------ RAW RECORDS
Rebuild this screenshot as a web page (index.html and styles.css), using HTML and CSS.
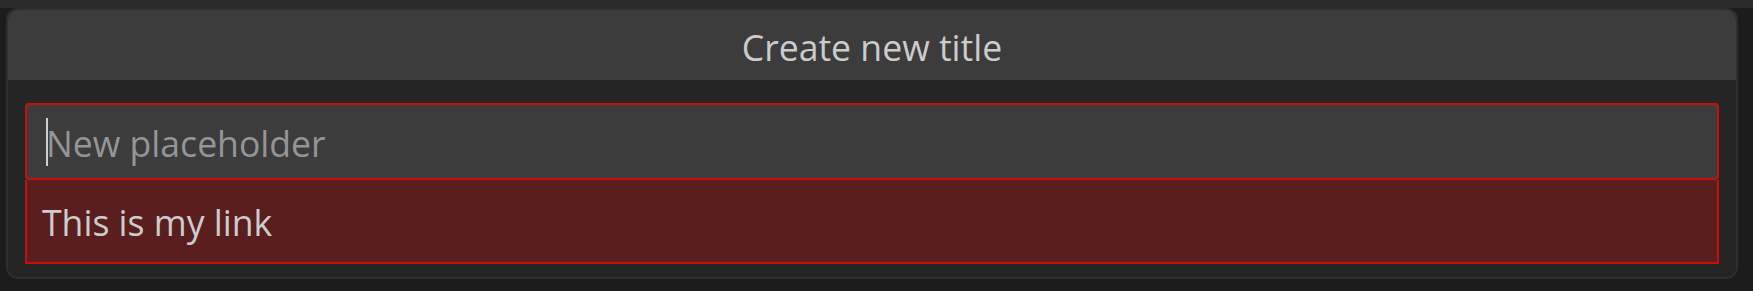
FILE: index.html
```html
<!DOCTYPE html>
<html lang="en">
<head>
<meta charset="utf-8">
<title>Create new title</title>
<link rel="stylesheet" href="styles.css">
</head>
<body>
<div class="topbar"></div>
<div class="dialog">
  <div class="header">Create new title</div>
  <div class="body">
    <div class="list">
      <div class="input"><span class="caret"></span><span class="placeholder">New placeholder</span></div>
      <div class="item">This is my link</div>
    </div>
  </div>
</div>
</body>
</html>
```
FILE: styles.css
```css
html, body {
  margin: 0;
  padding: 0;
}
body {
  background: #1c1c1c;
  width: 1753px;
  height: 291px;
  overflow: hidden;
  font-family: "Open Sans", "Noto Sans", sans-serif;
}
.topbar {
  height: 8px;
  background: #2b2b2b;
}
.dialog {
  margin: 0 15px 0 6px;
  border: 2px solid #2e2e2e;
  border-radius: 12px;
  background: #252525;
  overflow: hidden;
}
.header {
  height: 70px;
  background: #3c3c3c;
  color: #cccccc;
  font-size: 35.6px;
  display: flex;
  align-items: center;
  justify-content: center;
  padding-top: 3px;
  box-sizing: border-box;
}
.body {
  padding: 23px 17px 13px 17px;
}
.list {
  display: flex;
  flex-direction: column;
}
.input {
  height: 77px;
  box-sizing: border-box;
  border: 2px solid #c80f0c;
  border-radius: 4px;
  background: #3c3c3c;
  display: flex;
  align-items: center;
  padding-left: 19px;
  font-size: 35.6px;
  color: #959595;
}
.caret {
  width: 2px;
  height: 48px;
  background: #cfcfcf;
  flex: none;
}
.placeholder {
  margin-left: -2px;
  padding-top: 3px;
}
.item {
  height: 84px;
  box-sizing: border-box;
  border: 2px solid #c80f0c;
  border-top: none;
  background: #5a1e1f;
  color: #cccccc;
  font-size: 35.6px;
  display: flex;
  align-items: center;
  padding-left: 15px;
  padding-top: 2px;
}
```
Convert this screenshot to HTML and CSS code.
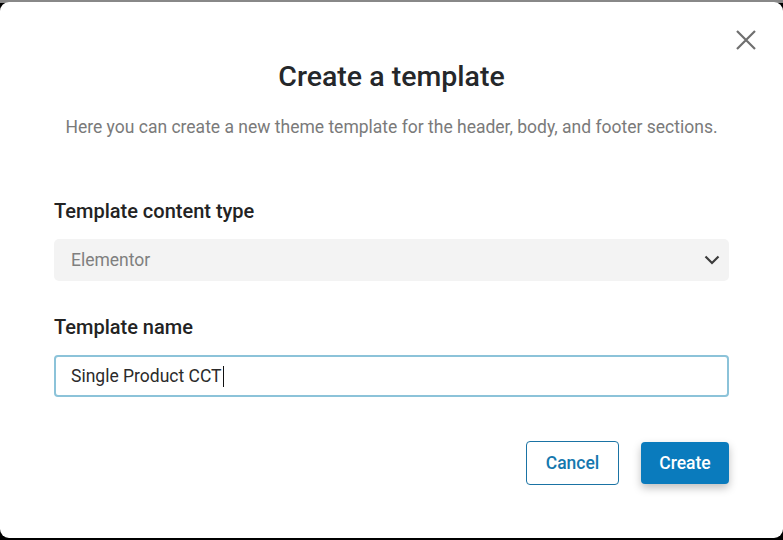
------------
Give the number of lines above that hold the word "screenshot", and nothing more.

2